DATA PROVIDED:
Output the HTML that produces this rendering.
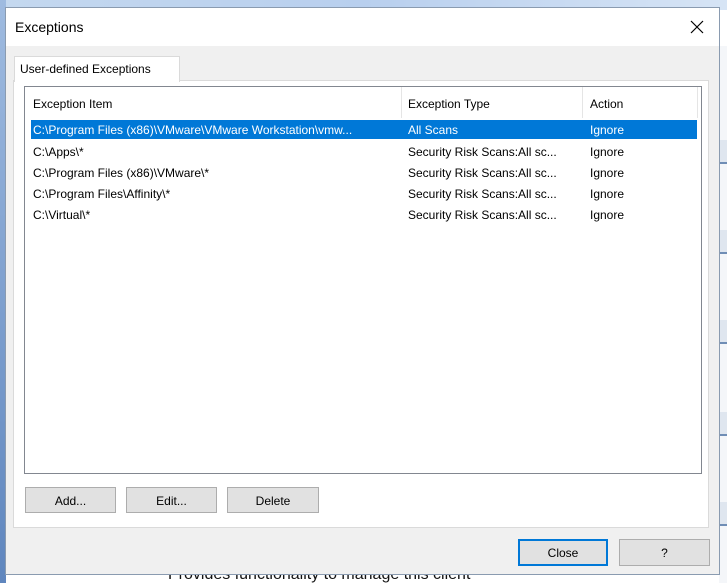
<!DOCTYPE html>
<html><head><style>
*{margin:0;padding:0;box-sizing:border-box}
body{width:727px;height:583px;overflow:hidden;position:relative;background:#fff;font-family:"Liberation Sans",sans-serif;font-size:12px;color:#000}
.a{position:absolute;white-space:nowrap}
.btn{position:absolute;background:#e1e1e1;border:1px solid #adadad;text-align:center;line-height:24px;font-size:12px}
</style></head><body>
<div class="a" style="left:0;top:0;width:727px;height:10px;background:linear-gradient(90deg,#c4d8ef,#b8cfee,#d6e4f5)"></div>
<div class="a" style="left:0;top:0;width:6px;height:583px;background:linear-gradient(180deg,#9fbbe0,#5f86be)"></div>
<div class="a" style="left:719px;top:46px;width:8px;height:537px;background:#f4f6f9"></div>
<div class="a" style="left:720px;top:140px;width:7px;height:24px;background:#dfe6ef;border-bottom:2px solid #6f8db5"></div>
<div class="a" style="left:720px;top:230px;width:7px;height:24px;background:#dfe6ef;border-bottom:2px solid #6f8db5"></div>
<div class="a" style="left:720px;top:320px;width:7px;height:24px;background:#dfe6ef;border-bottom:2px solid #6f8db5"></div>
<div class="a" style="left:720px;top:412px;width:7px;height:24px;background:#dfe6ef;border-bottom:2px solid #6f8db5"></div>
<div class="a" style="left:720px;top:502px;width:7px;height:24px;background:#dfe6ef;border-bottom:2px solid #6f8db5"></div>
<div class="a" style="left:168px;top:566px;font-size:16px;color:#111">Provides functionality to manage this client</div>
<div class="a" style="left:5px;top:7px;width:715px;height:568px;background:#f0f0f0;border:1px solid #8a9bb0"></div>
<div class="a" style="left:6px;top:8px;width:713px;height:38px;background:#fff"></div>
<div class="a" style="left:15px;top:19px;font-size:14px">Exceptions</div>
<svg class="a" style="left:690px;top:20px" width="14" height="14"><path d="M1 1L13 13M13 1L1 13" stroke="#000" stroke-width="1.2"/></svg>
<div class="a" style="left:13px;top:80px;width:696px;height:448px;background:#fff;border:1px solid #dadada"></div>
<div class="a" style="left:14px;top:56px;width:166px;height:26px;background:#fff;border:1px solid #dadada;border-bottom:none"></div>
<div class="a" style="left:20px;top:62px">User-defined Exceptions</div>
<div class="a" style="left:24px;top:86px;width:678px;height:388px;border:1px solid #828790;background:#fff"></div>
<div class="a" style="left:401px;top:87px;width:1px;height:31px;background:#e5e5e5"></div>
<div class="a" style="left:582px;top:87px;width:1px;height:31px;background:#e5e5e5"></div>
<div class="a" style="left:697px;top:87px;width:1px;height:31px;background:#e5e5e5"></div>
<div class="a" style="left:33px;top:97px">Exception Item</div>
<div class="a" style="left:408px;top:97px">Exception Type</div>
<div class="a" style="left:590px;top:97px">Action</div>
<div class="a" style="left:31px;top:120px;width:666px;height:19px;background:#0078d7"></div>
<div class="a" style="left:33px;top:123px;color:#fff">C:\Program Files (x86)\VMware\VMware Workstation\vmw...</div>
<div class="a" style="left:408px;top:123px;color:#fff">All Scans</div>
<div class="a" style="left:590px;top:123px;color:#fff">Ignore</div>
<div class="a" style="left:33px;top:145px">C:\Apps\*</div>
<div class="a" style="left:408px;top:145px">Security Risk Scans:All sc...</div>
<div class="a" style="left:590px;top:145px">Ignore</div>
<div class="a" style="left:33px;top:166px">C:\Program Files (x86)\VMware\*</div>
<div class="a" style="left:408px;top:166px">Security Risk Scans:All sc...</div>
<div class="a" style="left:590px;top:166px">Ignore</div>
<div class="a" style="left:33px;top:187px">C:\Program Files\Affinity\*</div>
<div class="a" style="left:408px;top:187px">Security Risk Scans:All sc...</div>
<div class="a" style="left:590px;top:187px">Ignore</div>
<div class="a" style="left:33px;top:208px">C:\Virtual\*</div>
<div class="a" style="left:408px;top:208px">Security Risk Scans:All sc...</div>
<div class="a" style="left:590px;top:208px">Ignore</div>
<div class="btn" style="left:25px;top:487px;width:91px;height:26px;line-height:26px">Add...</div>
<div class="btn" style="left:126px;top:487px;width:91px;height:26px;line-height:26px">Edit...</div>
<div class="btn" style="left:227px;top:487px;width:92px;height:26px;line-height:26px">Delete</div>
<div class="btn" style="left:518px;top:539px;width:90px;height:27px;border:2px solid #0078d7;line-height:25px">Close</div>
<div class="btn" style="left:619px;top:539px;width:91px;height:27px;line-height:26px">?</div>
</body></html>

AIM OF THE TASK: Without the pictures, print the whole listing exactly as given.

FULL SOLUTION:
Output the HTML that produces this rendering.
<!DOCTYPE html>
<html><head><style>
*{margin:0;padding:0;box-sizing:border-box}
body{width:727px;height:583px;overflow:hidden;position:relative;background:#fff;font-family:"Liberation Sans",sans-serif;font-size:12px;color:#000}
.a{position:absolute;white-space:nowrap}
.btn{position:absolute;background:#e1e1e1;border:1px solid #adadad;text-align:center;line-height:24px;font-size:12px}
</style></head><body>
<div class="a" style="left:0;top:0;width:727px;height:10px;background:linear-gradient(90deg,#c4d8ef,#b8cfee,#d6e4f5)"></div>
<div class="a" style="left:0;top:0;width:6px;height:583px;background:linear-gradient(180deg,#9fbbe0,#5f86be)"></div>
<div class="a" style="left:719px;top:46px;width:8px;height:537px;background:#f4f6f9"></div>
<div class="a" style="left:720px;top:140px;width:7px;height:24px;background:#dfe6ef;border-bottom:2px solid #6f8db5"></div>
<div class="a" style="left:720px;top:230px;width:7px;height:24px;background:#dfe6ef;border-bottom:2px solid #6f8db5"></div>
<div class="a" style="left:720px;top:320px;width:7px;height:24px;background:#dfe6ef;border-bottom:2px solid #6f8db5"></div>
<div class="a" style="left:720px;top:412px;width:7px;height:24px;background:#dfe6ef;border-bottom:2px solid #6f8db5"></div>
<div class="a" style="left:720px;top:502px;width:7px;height:24px;background:#dfe6ef;border-bottom:2px solid #6f8db5"></div>
<div class="a" style="left:168px;top:566px;font-size:16px;color:#111">Provides functionality to manage this client</div>
<div class="a" style="left:5px;top:7px;width:715px;height:568px;background:#f0f0f0;border:1px solid #8a9bb0"></div>
<div class="a" style="left:6px;top:8px;width:713px;height:38px;background:#fff"></div>
<div class="a" style="left:15px;top:19px;font-size:14px">Exceptions</div>
<svg class="a" style="left:690px;top:20px" width="14" height="14"><path d="M1 1L13 13M13 1L1 13" stroke="#000" stroke-width="1.2"/></svg>
<div class="a" style="left:13px;top:80px;width:696px;height:448px;background:#fff;border:1px solid #dadada"></div>
<div class="a" style="left:14px;top:56px;width:166px;height:26px;background:#fff;border:1px solid #dadada;border-bottom:none"></div>
<div class="a" style="left:20px;top:62px">User-defined Exceptions</div>
<div class="a" style="left:24px;top:86px;width:678px;height:388px;border:1px solid #828790;background:#fff"></div>
<div class="a" style="left:401px;top:87px;width:1px;height:31px;background:#e5e5e5"></div>
<div class="a" style="left:582px;top:87px;width:1px;height:31px;background:#e5e5e5"></div>
<div class="a" style="left:697px;top:87px;width:1px;height:31px;background:#e5e5e5"></div>
<div class="a" style="left:33px;top:97px">Exception Item</div>
<div class="a" style="left:408px;top:97px">Exception Type</div>
<div class="a" style="left:590px;top:97px">Action</div>
<div class="a" style="left:31px;top:120px;width:666px;height:19px;background:#0078d7"></div>
<div class="a" style="left:33px;top:123px;color:#fff">C:\Program Files (x86)\VMware\VMware Workstation\vmw...</div>
<div class="a" style="left:408px;top:123px;color:#fff">All Scans</div>
<div class="a" style="left:590px;top:123px;color:#fff">Ignore</div>
<div class="a" style="left:33px;top:145px">C:\Apps\*</div>
<div class="a" style="left:408px;top:145px">Security Risk Scans:All sc...</div>
<div class="a" style="left:590px;top:145px">Ignore</div>
<div class="a" style="left:33px;top:166px">C:\Program Files (x86)\VMware\*</div>
<div class="a" style="left:408px;top:166px">Security Risk Scans:All sc...</div>
<div class="a" style="left:590px;top:166px">Ignore</div>
<div class="a" style="left:33px;top:187px">C:\Program Files\Affinity\*</div>
<div class="a" style="left:408px;top:187px">Security Risk Scans:All sc...</div>
<div class="a" style="left:590px;top:187px">Ignore</div>
<div class="a" style="left:33px;top:208px">C:\Virtual\*</div>
<div class="a" style="left:408px;top:208px">Security Risk Scans:All sc...</div>
<div class="a" style="left:590px;top:208px">Ignore</div>
<div class="btn" style="left:25px;top:487px;width:91px;height:26px;line-height:26px">Add...</div>
<div class="btn" style="left:126px;top:487px;width:91px;height:26px;line-height:26px">Edit...</div>
<div class="btn" style="left:227px;top:487px;width:92px;height:26px;line-height:26px">Delete</div>
<div class="btn" style="left:518px;top:539px;width:90px;height:27px;border:2px solid #0078d7;line-height:25px">Close</div>
<div class="btn" style="left:619px;top:539px;width:91px;height:27px;line-height:26px">?</div>
</body></html>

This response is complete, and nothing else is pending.